Startup regimes of minichannel evaporator in a mechanically pumped fluid loop

Abstract

Abstract The startup process of minichannel evaporator in a two-phase mechanically pumped fluid loop is investigated by a visualized experimental system, with a particular focus on the dynamic temperature response under step heat load. The effects of heat load, flow rate and supercooling degree on the startup behaviors of the minichannel evaporator are examined and analyzed. A startup regime diagram is provided to quantitatively recognize the startup behavior, depending on Jacob number and Weber number. The results indicate that the gradual startup, once-rise overshoot startup and twice-rise overshoot startup are observed and sequentially experienced for a minichannel evaporator as the step heat load increases. The temperature overshoot is essentially induced by the boiling incipience.

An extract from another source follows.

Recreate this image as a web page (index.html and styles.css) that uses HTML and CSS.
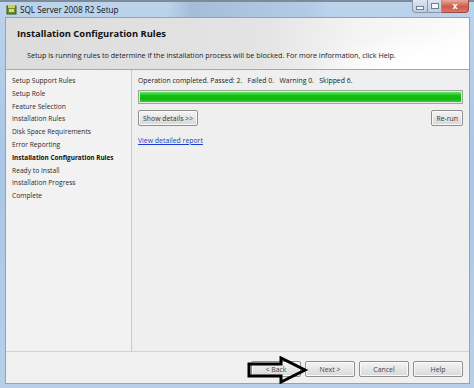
FILE: index.html
```html
<!DOCTYPE html>
<html lang="en">
<head>
  <meta charset="UTF-8" />
  <title>SQL Server 2008 R2 Setup</title>
  <link rel="stylesheet" href="styles.css">
</head>
<body>
  <div class="window">
    <!-- Title bar -->
    <div class="titlebar">
      <svg class="appicon" width="11" height="11" viewBox="0 0 11 11">
        <rect x="1" y="2" width="9" height="8" fill="#6b8f2a" stroke="#3d5a14" stroke-width="1"/>
        <rect x="2" y="1" width="7" height="3" fill="#e8c64a"/>
        <rect x="3" y="5" width="5" height="3" fill="#c9dd8a"/>
      </svg>
      <span class="title">SQL Server 2008 R2 Setup</span>
      <div class="winbtns">
        <span class="wb wb-min"><i></i></span>
        <span class="wb wb-max"><i></i></span>
        <span class="wb wb-close">x</span>
      </div>
    </div>

    <div class="client">
      <!-- Header -->
      <div class="header">
        <h1>Installation Configuration Rules</h1>
        <p>Setup is running rules to determine if the installation process will be blocked. For more information, click Help.</p>
      </div>

      <div class="content">
        <ul class="nav">
          <li>Setup Support Rules</li>
          <li>Setup Role</li>
          <li>Feature Selection</li>
          <li>Installation Rules</li>
          <li>Disk Space Requirements</li>
          <li>Error Reporting</li>
          <li class="current">Installation Configuration Rules</li>
          <li>Ready to Install</li>
          <li>Installation Progress</li>
          <li>Complete</li>
        </ul>
        <div class="main">
          <div class="status">Operation completed. Passed: 2.&nbsp;&nbsp; Failed 0.&nbsp;&nbsp; Warning 0.&nbsp;&nbsp; Skipped 6.</div>
          <div class="progress"><div class="bar"></div></div>
          <div class="row">
            <button class="btn">Show details &gt;&gt;</button>
            <button class="btn">Re-run</button>
          </div>
          <a class="report" href="#">View detailed report</a>
        </div>
      </div>

      <!-- Footer buttons -->
      <div class="footer">
        <button class="btn fbtn">&lt; Back</button>
        <button class="btn fbtn">Next &gt;</button>
        <button class="btn fbtn">Cancel</button>
        <button class="btn fbtn">Help</button>
        <svg class="arrow" width="62" height="28" viewBox="0 0 62 28">
          <polygon points="2,8 34,8 34,2 58,14 34,26 34,20 2,20" fill="none" stroke="#000" stroke-width="3" stroke-linejoin="miter"/>
        </svg>
      </div>
    </div>
  </div>
</body>
</html>
```

FILE: styles.css
```css
html, body { margin: 0; padding: 0; }
body {
  width: 474px;
  height: 388px;
  overflow: hidden;
  font-family: "Open Sans", "DejaVu Sans", sans-serif;
  color: #1e1e1e;
  background: #6d7f95;
}
.window {
  height: 388px;
  box-sizing: border-box;
  background: linear-gradient(#bcd3ec, #a9c6e6 40%, #b7cfe9);
  padding: 0 4px 4px 5px;
  display: flex;
  flex-direction: column;
  border-top: 2px solid #7c8a99;
}
/* Title bar */
.titlebar {
  height: 15px;
  display: flex;
  align-items: center;
  position: relative;
  background: linear-gradient(90deg, rgba(255,255,255,0) 35%, rgba(150,175,205,0.6) 40%, rgba(170,195,225,0.5) 65%, rgba(255,255,255,0) 70%);
}
.appicon { margin: 0 3px 0 1px; }
.title { font-size: 8.2px; color: #111; }
.winbtns {
  position: absolute;
  right: 1px;
  top: -2px;
  display: flex;
}
.wb {
  height: 13px;
  width: 15px;
  box-sizing: border-box;
  border: 1px solid #8a98aa;
  border-top: none;
  background: linear-gradient(#dde6f0, #bfcddd);
  display: flex;
  align-items: center;
  justify-content: center;
}
.wb-min { border-radius: 0 0 0 4px; border-right: none; }
.wb-min i { width: 6px; height: 2px; background: #f5f8fc; border: 1px solid #6f7f95; margin-top: 4px; }
.wb-max i { width: 6px; height: 4px; border: 1px solid #6f7f95; background: #f5f8fc; }
.wb-close {
  width: 27px;
  border-left: none;
  border-color: #9a4a40;
  border-radius: 0 0 4px 0;
  background: linear-gradient(#eaa99e, #cf5a4a 55%, #d87a66);
  color: #fff;
  font-size: 8px;
  font-weight: bold;
  font-family: "DejaVu Sans", sans-serif;
}
/* Client area */
.client {
  flex: 1;
  display: flex;
  flex-direction: column;
  background: #f0f0f0;
  border: 1px solid #8ea3bd;
}
.header {
  height: 52px;
  box-sizing: border-box;
  padding: 9px 0 0 11px;
  border-bottom: 1px solid #a7a7a7;
  background:
    radial-gradient(ellipse 220px 70px at 470px 60px, #ffffff 40%, rgba(255,255,255,0) 75%),
    linear-gradient(100deg, #dcdcdc 0%, #e4e4e4 55%, #f4f4f4 75%, #fbfbfb 100%);
}
.header h1 {
  margin: 0;
  font-size: 9.4px;
  font-weight: bold;
  color: #111;
}
.header p {
  margin: 10px 0 0 10px;
  font-size: 7.2px;
  color: #222;
}
.content {
  flex: 1;
  display: flex;
  border-bottom: 1px solid #d3d3d3;
}
.nav {
  width: 126px;
  margin: 0;
  padding: 5px 0 0 6px;
  list-style: none;
  border-right: 1px solid #c9c9c9;
  box-sizing: border-box;
  background: #f2f2f2;
}
.nav li {
  font-size: 6.7px;
  line-height: 12.8px;
  color: #2a2a2a;
}
.nav li.current { font-weight: bold; color: #111; font-size: 6.4px; }
.main {
  flex: 1;
  padding: 5px 6px 0 6px;
  background: #efefef;
}
.status {
  font-size: 6.9px;
  line-height: 12px;
  color: #222;
}
.progress {
  margin-top: 3px;
  height: 14px;
  box-sizing: border-box;
  border: 1px solid #9aa89a;
  background: #e6e6e6;
  padding: 1px;
}
.bar {
  height: 100%;
  background: linear-gradient(#6be36b, #12c412 35%, #0fb50f 70%, #3ccb3c);
}
.row {
  margin-top: 6px;
  display: flex;
  justify-content: space-between;
}
.btn {
  height: 16px;
  padding: 0 4px;
  box-sizing: border-box;
  font-family: "Open Sans", "DejaVu Sans", sans-serif;
  font-size: 6.9px;
  color: #333;
  border: 1px solid #8f8f8f;
  border-radius: 2px;
  background: linear-gradient(#f4f4f4, #e6e6e6 50%, #d8d8d8);
  box-shadow: inset 0 0 0 1px #fafafa;
}
.report {
  display: inline-block;
  margin-top: 2px;
  font-size: 6.9px;
  color: #1a3cc8;
  text-decoration: underline;
}
.footer {
  height: 31px;
  box-sizing: border-box;
  padding: 3px 6px 0 0;
  display: flex;
  justify-content: flex-end;
  align-items: center;
  gap: 4px;
  position: relative;
}
.fbtn { width: 50px; padding: 0; color: #444; }
.arrow {
  position: absolute;
  left: 241px;
  top: 4px;
}
```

The dominated heat transfer mechanism is always the single-phase convection during the gradual startup process, and it changes from the single-phase convection to nucleate boiling during the once-rise overshoot startup process. In addition, it shifts from the single-phase convection to nucleate boiling, and then is the convective evaporation during the twice-rise overshoot startup process. The increase in Weber number leads to a larger critical Jacob number of the startup regime transition, and hence the range of Jacob number tends to be larger for the once-rise overshoot startup mode. Particularly, a higher supercooling degree also induces a larger range of Jacob number for the once-rise overshoot startup mode.